- [GIVEN REQUEST] List each line of the data in which the string "this" appears.

Data records:
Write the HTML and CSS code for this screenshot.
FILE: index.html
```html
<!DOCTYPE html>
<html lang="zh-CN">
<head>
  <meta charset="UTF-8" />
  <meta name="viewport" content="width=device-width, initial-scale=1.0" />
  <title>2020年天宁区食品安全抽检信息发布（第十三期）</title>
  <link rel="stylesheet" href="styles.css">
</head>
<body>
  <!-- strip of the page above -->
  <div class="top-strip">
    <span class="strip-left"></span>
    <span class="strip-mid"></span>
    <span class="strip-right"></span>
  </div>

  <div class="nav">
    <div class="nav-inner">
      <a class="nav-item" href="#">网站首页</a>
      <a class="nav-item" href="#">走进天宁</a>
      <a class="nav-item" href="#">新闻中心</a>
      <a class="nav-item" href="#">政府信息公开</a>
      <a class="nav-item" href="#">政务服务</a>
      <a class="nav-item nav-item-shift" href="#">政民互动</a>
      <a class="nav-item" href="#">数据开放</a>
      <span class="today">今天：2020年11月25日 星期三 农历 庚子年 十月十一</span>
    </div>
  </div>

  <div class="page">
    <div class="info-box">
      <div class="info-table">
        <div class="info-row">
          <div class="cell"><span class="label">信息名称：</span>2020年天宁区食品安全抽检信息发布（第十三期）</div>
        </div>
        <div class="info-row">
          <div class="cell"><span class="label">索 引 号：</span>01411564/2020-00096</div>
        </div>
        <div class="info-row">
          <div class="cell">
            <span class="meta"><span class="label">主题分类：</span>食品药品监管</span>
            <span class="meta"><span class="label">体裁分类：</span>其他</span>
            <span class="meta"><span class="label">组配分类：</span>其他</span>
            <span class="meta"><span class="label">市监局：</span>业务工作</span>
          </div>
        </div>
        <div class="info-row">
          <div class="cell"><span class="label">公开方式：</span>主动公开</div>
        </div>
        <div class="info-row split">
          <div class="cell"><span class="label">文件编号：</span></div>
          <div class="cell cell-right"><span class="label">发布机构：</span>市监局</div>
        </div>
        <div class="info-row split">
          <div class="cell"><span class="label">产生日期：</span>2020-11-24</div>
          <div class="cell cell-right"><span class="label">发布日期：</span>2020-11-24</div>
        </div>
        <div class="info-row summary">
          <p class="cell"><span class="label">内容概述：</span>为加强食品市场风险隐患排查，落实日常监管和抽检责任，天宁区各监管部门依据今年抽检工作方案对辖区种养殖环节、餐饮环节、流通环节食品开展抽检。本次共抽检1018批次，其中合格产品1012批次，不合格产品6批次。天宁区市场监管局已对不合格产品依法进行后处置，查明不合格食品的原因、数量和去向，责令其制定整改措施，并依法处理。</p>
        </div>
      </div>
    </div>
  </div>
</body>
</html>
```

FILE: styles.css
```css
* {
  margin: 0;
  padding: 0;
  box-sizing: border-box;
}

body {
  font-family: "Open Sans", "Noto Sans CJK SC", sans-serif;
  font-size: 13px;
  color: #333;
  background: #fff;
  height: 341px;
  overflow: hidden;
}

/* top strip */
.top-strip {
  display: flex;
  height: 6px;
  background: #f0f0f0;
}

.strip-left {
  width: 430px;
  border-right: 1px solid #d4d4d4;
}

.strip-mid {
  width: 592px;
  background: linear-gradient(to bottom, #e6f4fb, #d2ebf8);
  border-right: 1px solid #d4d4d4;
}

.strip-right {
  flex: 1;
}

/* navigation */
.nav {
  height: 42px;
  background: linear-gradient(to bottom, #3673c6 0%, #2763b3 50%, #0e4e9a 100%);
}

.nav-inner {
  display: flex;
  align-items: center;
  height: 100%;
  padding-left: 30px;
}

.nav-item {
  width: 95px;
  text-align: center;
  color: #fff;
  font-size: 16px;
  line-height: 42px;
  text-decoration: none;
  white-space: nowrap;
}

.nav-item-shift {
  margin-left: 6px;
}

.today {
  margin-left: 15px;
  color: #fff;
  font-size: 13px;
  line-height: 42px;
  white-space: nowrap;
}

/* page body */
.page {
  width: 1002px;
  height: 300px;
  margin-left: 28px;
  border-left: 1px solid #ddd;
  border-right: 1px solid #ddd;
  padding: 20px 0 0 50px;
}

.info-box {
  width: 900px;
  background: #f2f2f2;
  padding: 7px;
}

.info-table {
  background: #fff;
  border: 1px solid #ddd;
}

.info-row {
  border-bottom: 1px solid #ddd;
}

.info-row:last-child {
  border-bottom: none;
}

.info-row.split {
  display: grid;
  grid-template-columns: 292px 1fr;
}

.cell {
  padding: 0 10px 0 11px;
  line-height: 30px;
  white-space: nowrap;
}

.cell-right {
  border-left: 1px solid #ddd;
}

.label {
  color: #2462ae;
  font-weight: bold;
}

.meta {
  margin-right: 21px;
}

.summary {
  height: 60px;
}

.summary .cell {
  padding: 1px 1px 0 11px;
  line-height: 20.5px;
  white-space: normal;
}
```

...

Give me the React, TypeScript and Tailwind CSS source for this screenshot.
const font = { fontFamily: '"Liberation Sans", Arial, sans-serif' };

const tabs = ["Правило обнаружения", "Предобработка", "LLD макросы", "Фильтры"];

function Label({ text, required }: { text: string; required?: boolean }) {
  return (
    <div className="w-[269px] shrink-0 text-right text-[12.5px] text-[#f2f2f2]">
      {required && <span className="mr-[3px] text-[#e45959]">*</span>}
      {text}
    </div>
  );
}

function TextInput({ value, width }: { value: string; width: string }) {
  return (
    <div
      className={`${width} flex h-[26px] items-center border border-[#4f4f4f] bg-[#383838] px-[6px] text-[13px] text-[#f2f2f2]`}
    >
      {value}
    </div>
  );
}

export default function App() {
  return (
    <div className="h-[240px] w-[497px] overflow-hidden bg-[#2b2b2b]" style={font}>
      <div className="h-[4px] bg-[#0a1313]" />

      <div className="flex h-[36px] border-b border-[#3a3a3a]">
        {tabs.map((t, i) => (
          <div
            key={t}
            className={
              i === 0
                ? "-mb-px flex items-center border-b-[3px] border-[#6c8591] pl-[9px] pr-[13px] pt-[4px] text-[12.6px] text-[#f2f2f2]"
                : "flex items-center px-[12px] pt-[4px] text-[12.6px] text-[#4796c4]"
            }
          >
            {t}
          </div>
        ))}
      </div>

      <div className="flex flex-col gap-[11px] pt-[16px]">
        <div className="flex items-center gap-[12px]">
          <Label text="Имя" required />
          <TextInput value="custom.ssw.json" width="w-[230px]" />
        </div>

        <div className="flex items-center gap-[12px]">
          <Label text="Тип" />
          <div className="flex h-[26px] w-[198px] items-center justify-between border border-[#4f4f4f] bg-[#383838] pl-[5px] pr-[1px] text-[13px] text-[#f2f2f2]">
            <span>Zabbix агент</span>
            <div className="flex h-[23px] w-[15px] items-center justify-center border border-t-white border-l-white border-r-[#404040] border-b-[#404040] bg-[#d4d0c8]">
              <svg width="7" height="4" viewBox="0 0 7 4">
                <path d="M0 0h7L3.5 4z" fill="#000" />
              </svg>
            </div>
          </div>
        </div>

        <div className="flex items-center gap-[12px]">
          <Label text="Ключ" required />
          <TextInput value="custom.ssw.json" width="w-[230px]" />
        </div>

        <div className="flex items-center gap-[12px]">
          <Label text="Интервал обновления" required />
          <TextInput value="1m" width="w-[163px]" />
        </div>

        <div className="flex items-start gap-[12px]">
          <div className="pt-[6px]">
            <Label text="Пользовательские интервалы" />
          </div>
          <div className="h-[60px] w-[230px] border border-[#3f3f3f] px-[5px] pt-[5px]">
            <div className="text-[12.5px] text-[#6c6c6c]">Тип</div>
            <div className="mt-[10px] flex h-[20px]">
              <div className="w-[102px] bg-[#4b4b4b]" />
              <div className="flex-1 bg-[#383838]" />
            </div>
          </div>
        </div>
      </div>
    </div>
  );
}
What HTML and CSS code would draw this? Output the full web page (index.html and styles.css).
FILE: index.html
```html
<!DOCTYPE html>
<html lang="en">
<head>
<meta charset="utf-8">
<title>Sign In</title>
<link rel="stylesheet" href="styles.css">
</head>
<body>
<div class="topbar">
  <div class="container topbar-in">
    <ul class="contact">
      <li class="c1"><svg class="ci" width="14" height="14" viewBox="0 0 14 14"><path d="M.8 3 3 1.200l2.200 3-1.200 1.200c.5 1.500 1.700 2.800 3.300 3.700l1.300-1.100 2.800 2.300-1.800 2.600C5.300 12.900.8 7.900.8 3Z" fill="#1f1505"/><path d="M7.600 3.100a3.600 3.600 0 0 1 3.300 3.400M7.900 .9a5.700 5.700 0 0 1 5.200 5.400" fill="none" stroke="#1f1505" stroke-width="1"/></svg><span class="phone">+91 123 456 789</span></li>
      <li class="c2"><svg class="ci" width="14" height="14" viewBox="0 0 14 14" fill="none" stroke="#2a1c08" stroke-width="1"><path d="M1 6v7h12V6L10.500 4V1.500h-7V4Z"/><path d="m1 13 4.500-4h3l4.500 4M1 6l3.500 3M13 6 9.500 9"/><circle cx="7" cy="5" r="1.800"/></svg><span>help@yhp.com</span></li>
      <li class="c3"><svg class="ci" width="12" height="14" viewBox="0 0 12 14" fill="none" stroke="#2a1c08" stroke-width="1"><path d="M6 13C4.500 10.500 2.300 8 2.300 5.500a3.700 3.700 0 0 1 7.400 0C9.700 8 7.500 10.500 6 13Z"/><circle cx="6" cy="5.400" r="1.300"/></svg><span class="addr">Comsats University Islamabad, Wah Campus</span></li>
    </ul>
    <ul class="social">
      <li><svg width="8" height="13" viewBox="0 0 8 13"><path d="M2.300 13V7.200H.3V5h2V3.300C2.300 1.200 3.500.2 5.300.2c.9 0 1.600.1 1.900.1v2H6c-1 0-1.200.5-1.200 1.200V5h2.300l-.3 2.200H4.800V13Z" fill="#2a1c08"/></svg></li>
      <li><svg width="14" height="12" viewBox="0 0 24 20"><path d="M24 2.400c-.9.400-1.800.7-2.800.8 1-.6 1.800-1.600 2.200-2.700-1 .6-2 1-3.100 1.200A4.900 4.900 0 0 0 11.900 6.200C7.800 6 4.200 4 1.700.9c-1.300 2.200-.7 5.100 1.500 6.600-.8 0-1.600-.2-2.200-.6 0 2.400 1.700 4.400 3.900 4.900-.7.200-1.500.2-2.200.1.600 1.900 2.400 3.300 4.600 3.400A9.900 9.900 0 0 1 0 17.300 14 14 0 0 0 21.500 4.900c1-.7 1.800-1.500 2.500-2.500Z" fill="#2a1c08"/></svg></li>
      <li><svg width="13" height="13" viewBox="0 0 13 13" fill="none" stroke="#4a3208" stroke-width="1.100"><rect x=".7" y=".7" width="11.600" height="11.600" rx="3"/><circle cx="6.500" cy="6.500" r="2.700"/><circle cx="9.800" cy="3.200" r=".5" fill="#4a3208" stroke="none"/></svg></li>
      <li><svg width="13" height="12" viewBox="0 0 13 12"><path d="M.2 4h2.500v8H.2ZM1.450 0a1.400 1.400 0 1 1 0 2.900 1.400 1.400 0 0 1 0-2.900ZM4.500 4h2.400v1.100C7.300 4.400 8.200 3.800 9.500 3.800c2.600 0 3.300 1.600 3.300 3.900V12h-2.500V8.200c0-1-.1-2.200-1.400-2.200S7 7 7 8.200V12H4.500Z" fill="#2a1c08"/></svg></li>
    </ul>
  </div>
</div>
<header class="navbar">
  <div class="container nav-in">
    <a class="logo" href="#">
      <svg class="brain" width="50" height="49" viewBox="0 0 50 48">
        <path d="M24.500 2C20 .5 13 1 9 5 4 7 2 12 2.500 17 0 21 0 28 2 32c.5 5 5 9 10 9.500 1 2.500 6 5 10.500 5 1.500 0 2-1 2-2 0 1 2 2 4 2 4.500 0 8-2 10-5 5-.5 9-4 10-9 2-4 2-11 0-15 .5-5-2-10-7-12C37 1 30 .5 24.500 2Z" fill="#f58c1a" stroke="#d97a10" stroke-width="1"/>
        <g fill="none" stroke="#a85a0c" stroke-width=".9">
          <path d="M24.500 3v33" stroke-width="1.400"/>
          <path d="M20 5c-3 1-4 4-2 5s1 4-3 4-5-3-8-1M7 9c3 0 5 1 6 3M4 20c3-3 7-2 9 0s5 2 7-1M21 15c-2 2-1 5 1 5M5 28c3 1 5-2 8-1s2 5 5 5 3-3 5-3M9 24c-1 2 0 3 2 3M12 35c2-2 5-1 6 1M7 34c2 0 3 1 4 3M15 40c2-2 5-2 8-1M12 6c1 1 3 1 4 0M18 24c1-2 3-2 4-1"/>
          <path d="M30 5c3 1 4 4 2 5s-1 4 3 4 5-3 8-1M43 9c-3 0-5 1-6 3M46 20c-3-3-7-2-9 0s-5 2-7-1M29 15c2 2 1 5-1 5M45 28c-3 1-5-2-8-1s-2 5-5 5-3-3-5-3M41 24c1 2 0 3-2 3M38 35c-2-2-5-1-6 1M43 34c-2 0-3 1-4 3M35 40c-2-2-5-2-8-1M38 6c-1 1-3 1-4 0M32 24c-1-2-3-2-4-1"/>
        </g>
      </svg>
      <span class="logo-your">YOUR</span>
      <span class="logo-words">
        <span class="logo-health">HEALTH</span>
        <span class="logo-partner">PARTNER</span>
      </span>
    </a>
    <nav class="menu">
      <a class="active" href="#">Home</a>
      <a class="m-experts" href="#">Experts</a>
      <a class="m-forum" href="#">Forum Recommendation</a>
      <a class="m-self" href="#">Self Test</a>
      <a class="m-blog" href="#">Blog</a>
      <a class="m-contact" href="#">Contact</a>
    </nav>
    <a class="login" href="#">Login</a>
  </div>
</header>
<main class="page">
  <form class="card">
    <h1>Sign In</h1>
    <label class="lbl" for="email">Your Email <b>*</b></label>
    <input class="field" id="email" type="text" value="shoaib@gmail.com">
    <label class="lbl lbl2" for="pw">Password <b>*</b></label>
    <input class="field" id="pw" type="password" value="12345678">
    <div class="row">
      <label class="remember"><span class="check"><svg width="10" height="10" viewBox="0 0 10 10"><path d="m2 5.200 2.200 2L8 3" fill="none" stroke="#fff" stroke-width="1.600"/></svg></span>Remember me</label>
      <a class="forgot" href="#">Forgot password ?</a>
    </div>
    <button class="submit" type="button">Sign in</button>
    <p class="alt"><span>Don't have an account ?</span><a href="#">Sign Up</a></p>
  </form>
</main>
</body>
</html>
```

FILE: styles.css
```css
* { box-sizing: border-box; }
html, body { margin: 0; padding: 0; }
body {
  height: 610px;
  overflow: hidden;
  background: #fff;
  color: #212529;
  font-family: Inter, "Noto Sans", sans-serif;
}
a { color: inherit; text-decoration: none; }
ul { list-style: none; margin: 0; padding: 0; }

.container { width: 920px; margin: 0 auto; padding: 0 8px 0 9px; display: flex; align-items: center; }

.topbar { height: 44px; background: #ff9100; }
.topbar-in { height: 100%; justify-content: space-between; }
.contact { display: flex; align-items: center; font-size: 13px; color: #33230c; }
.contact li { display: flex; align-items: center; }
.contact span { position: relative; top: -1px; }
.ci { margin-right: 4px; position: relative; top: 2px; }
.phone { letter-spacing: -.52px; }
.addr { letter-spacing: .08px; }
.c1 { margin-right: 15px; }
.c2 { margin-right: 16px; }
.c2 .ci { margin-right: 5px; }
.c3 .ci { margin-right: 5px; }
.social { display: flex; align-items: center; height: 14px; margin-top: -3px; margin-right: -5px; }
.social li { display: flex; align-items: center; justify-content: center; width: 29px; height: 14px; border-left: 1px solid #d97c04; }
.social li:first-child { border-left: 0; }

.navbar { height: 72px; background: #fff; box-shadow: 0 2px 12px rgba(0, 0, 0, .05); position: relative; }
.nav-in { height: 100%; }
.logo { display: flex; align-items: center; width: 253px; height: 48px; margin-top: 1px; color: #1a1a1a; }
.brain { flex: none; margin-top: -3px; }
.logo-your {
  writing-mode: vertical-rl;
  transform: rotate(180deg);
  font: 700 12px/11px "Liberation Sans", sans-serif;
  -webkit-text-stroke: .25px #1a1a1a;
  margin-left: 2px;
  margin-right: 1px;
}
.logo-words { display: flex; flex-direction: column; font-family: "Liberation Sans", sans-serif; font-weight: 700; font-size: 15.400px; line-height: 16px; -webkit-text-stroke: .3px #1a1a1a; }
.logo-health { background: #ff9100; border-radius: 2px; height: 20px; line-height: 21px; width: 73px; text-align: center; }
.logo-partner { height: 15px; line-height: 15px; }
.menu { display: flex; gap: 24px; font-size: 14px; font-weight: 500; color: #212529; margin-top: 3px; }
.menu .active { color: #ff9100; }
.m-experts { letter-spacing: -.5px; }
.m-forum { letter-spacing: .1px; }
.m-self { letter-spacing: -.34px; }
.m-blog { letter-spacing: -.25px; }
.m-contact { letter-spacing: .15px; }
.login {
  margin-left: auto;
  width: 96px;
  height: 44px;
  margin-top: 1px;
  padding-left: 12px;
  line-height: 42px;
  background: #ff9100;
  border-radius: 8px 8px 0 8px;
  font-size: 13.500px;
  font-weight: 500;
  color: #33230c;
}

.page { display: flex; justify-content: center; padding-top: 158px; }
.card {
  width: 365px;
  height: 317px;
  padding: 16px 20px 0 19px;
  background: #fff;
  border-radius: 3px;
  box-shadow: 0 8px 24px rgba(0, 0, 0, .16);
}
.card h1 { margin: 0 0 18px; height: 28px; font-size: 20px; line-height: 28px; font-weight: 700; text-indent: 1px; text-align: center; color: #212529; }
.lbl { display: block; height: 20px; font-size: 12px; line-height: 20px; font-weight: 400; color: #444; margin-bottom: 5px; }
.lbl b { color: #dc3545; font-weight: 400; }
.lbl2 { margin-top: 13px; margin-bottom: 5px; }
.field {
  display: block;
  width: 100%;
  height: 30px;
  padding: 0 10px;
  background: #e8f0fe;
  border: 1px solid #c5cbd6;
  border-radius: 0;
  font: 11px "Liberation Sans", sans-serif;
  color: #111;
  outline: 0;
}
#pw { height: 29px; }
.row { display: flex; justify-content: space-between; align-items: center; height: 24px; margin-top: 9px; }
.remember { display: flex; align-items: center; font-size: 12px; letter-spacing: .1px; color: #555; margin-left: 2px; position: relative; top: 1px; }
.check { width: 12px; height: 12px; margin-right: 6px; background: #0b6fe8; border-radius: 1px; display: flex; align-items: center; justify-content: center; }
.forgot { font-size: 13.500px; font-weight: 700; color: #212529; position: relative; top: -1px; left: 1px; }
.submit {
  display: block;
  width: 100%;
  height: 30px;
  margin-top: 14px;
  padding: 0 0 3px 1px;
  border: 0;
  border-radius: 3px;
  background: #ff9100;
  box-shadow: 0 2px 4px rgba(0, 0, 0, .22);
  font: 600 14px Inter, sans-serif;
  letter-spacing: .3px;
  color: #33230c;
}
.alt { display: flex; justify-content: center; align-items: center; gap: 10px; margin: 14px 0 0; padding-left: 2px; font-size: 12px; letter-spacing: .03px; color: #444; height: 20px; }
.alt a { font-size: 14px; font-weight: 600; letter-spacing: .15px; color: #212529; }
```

- [SOLUTION]
Write the HTML and CSS code for this screenshot.
Give me the React, TypeScript and Tailwind CSS source for this screenshot.
What HTML and CSS code would draw this? Output the full web page (index.html and styles.css).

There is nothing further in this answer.